[PROBLEM REQUIREMENTS]
Would you repeat the listing exactly but omit every picture?

------------------------------------------------------------------------

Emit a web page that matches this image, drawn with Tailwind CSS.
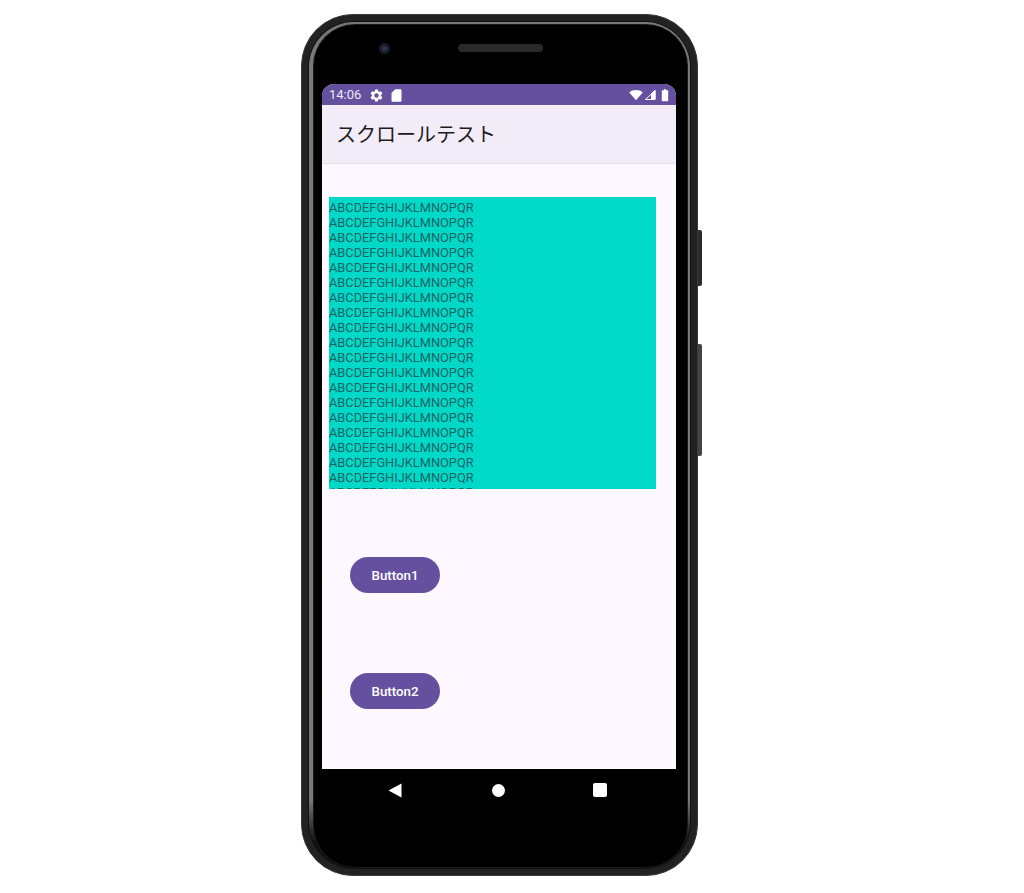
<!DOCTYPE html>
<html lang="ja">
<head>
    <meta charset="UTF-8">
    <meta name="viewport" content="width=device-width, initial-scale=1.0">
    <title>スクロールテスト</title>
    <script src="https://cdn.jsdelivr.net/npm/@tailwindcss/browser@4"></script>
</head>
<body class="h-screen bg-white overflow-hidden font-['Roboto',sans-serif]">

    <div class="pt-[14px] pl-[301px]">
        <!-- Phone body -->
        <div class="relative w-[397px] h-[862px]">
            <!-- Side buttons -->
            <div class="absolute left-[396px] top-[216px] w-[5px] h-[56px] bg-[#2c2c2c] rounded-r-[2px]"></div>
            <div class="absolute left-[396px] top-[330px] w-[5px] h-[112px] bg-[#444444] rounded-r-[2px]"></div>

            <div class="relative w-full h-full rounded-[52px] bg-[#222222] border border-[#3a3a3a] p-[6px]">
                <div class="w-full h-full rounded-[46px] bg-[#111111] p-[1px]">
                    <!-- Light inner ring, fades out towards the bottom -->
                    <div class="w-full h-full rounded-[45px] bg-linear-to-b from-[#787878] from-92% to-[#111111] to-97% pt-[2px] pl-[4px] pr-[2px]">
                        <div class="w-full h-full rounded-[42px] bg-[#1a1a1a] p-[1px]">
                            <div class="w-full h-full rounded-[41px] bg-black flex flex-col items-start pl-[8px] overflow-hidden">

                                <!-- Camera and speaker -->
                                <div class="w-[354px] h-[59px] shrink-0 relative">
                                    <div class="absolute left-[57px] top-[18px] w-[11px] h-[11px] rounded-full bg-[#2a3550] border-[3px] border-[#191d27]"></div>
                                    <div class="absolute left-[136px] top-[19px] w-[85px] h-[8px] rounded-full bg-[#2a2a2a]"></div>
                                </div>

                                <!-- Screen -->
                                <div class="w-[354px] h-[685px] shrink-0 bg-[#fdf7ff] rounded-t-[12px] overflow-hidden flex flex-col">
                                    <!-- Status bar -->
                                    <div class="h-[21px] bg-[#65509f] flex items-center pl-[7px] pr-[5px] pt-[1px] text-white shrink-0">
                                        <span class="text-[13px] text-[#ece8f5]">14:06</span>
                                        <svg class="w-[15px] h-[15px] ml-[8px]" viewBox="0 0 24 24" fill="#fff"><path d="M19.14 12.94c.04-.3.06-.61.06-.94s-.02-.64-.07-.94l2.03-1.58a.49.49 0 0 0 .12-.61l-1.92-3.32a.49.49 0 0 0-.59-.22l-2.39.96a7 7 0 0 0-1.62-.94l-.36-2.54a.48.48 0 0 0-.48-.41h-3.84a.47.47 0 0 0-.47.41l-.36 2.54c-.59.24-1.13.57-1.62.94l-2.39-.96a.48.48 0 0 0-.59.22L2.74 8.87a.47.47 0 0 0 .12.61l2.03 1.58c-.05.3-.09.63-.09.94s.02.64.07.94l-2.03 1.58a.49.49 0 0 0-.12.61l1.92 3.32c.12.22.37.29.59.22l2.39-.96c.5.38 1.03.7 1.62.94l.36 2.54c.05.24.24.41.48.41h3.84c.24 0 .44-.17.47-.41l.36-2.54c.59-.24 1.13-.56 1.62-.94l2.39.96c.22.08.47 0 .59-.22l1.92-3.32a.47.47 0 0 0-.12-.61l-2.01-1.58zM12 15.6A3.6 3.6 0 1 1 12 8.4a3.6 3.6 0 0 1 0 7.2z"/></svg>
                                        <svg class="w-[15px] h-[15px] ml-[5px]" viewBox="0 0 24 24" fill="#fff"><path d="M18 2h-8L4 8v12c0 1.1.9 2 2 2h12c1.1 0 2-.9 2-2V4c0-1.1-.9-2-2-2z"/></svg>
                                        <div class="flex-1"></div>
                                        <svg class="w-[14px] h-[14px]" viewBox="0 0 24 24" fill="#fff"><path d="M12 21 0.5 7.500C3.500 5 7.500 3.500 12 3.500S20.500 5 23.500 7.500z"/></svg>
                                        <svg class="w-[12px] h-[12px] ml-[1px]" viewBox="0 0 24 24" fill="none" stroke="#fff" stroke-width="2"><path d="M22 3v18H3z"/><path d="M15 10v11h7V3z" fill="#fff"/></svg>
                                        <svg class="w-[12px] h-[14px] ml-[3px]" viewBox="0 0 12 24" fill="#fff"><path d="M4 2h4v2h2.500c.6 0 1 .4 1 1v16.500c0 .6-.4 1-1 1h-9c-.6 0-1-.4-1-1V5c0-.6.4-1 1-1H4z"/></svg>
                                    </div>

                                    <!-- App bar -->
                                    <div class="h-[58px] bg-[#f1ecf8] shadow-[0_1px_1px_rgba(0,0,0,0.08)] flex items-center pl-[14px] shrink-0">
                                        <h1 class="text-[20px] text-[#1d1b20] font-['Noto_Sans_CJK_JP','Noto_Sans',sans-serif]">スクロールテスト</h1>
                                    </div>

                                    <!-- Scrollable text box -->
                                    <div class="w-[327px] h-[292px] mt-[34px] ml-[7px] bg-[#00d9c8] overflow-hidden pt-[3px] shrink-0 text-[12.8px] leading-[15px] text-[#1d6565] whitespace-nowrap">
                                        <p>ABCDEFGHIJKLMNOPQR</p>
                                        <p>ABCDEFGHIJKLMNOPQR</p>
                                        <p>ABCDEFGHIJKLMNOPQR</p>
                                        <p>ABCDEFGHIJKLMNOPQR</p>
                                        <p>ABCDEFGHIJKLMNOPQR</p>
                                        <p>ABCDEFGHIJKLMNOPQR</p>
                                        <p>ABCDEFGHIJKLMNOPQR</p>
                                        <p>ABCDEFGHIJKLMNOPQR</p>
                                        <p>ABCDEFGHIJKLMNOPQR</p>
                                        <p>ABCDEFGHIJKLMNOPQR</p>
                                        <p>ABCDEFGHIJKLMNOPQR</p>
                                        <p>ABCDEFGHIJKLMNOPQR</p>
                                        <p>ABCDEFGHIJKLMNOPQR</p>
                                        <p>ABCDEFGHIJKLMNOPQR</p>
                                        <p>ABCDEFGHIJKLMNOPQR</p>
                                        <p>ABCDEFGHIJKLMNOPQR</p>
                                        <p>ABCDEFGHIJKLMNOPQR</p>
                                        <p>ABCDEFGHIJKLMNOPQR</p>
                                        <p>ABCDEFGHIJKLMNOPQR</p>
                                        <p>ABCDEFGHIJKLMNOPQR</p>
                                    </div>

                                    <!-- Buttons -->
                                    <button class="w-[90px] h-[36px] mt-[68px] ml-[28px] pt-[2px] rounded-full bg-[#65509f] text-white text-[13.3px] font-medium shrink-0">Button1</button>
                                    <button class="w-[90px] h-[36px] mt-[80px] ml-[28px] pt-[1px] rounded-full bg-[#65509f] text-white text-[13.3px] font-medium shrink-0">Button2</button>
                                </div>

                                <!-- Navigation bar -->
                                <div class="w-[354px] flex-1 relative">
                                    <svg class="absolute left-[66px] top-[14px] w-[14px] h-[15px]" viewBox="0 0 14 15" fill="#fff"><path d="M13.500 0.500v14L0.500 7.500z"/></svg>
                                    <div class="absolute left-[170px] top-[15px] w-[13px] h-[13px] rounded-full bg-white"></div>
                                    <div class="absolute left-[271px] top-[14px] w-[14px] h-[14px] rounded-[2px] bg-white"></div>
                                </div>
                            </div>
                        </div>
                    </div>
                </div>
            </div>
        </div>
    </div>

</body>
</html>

------------------------------------------------------------------------

[RESULT BELOW]
Emit a web page that matches this image, drawn with Tailwind CSS.
<!DOCTYPE html>
<html lang="ja">
<head>
    <meta charset="UTF-8">
    <meta name="viewport" content="width=device-width, initial-scale=1.0">
    <title>スクロールテスト</title>
    <script src="https://cdn.jsdelivr.net/npm/@tailwindcss/browser@4"></script>
</head>
<body class="h-screen bg-white overflow-hidden font-['Roboto',sans-serif]">

    <div class="pt-[14px] pl-[301px]">
        <!-- Phone body -->
        <div class="relative w-[397px] h-[862px]">
            <!-- Side buttons -->
            <div class="absolute left-[396px] top-[216px] w-[5px] h-[56px] bg-[#2c2c2c] rounded-r-[2px]"></div>
            <div class="absolute left-[396px] top-[330px] w-[5px] h-[112px] bg-[#444444] rounded-r-[2px]"></div>

            <div class="relative w-full h-full rounded-[52px] bg-[#222222] border border-[#3a3a3a] p-[6px]">
                <div class="w-full h-full rounded-[46px] bg-[#111111] p-[1px]">
                    <!-- Light inner ring, fades out towards the bottom -->
                    <div class="w-full h-full rounded-[45px] bg-linear-to-b from-[#787878] from-92% to-[#111111] to-97% pt-[2px] pl-[4px] pr-[2px]">
                        <div class="w-full h-full rounded-[42px] bg-[#1a1a1a] p-[1px]">
                            <div class="w-full h-full rounded-[41px] bg-black flex flex-col items-start pl-[8px] overflow-hidden">

                                <!-- Camera and speaker -->
                                <div class="w-[354px] h-[59px] shrink-0 relative">
                                    <div class="absolute left-[57px] top-[18px] w-[11px] h-[11px] rounded-full bg-[#2a3550] border-[3px] border-[#191d27]"></div>
                                    <div class="absolute left-[136px] top-[19px] w-[85px] h-[8px] rounded-full bg-[#2a2a2a]"></div>
                                </div>

                                <!-- Screen -->
                                <div class="w-[354px] h-[685px] shrink-0 bg-[#fdf7ff] rounded-t-[12px] overflow-hidden flex flex-col">
                                    <!-- Status bar -->
                                    <div class="h-[21px] bg-[#65509f] flex items-center pl-[7px] pr-[5px] pt-[1px] text-white shrink-0">
                                        <span class="text-[13px] text-[#ece8f5]">14:06</span>
                                        <svg class="w-[15px] h-[15px] ml-[8px]" viewBox="0 0 24 24" fill="#fff"><path d="M19.14 12.94c.04-.3.06-.61.06-.94s-.02-.64-.07-.94l2.03-1.58a.49.49 0 0 0 .12-.61l-1.92-3.32a.49.49 0 0 0-.59-.22l-2.39.96a7 7 0 0 0-1.62-.94l-.36-2.54a.48.48 0 0 0-.48-.41h-3.84a.47.47 0 0 0-.47.41l-.36 2.54c-.59.24-1.13.57-1.62.94l-2.39-.96a.48.48 0 0 0-.59.22L2.74 8.87a.47.47 0 0 0 .12.61l2.03 1.58c-.05.3-.09.63-.09.94s.02.64.07.94l-2.03 1.58a.49.49 0 0 0-.12.61l1.92 3.32c.12.22.37.29.59.22l2.39-.96c.5.38 1.03.7 1.62.94l.36 2.54c.05.24.24.41.48.41h3.84c.24 0 .44-.17.47-.41l.36-2.54c.59-.24 1.13-.56 1.62-.94l2.39.96c.22.08.47 0 .59-.22l1.92-3.32a.47.47 0 0 0-.12-.61l-2.01-1.58zM12 15.6A3.6 3.6 0 1 1 12 8.4a3.6 3.6 0 0 1 0 7.2z"/></svg>
                                        <svg class="w-[15px] h-[15px] ml-[5px]" viewBox="0 0 24 24" fill="#fff"><path d="M18 2h-8L4 8v12c0 1.1.9 2 2 2h12c1.1 0 2-.9 2-2V4c0-1.1-.9-2-2-2z"/></svg>
                                        <div class="flex-1"></div>
                                        <svg class="w-[14px] h-[14px]" viewBox="0 0 24 24" fill="#fff"><path d="M12 21 0.5 7.500C3.500 5 7.500 3.500 12 3.500S20.500 5 23.500 7.500z"/></svg>
                                        <svg class="w-[12px] h-[12px] ml-[1px]" viewBox="0 0 24 24" fill="none" stroke="#fff" stroke-width="2"><path d="M22 3v18H3z"/><path d="M15 10v11h7V3z" fill="#fff"/></svg>
                                        <svg class="w-[12px] h-[14px] ml-[3px]" viewBox="0 0 12 24" fill="#fff"><path d="M4 2h4v2h2.500c.6 0 1 .4 1 1v16.500c0 .6-.4 1-1 1h-9c-.6 0-1-.4-1-1V5c0-.6.4-1 1-1H4z"/></svg>
                                    </div>

                                    <!-- App bar -->
                                    <div class="h-[58px] bg-[#f1ecf8] shadow-[0_1px_1px_rgba(0,0,0,0.08)] flex items-center pl-[14px] shrink-0">
                                        <h1 class="text-[20px] text-[#1d1b20] font-['Noto_Sans_CJK_JP','Noto_Sans',sans-serif]">スクロールテスト</h1>
                                    </div>

                                    <!-- Scrollable text box -->
                                    <div class="w-[327px] h-[292px] mt-[34px] ml-[7px] bg-[#00d9c8] overflow-hidden pt-[3px] shrink-0 text-[12.8px] leading-[15px] text-[#1d6565] whitespace-nowrap">
                                        <p>ABCDEFGHIJKLMNOPQR</p>
                                        <p>ABCDEFGHIJKLMNOPQR</p>
                                        <p>ABCDEFGHIJKLMNOPQR</p>
                                        <p>ABCDEFGHIJKLMNOPQR</p>
                                        <p>ABCDEFGHIJKLMNOPQR</p>
                                        <p>ABCDEFGHIJKLMNOPQR</p>
                                        <p>ABCDEFGHIJKLMNOPQR</p>
                                        <p>ABCDEFGHIJKLMNOPQR</p>
                                        <p>ABCDEFGHIJKLMNOPQR</p>
                                        <p>ABCDEFGHIJKLMNOPQR</p>
                                        <p>ABCDEFGHIJKLMNOPQR</p>
                                        <p>ABCDEFGHIJKLMNOPQR</p>
                                        <p>ABCDEFGHIJKLMNOPQR</p>
                                        <p>ABCDEFGHIJKLMNOPQR</p>
                                        <p>ABCDEFGHIJKLMNOPQR</p>
                                        <p>ABCDEFGHIJKLMNOPQR</p>
                                        <p>ABCDEFGHIJKLMNOPQR</p>
                                        <p>ABCDEFGHIJKLMNOPQR</p>
                                        <p>ABCDEFGHIJKLMNOPQR</p>
                                        <p>ABCDEFGHIJKLMNOPQR</p>
                                    </div>

                                    <!-- Buttons -->
                                    <button class="w-[90px] h-[36px] mt-[68px] ml-[28px] pt-[2px] rounded-full bg-[#65509f] text-white text-[13.3px] font-medium shrink-0">Button1</button>
                                    <button class="w-[90px] h-[36px] mt-[80px] ml-[28px] pt-[1px] rounded-full bg-[#65509f] text-white text-[13.3px] font-medium shrink-0">Button2</button>
                                </div>

                                <!-- Navigation bar -->
                                <div class="w-[354px] flex-1 relative">
                                    <svg class="absolute left-[66px] top-[14px] w-[14px] h-[15px]" viewBox="0 0 14 15" fill="#fff"><path d="M13.500 0.500v14L0.500 7.500z"/></svg>
                                    <div class="absolute left-[170px] top-[15px] w-[13px] h-[13px] rounded-full bg-white"></div>
                                    <div class="absolute left-[271px] top-[14px] w-[14px] h-[14px] rounded-[2px] bg-white"></div>
                                </div>
                            </div>
                        </div>
                    </div>
                </div>
            </div>
        </div>
    </div>

</body>
</html>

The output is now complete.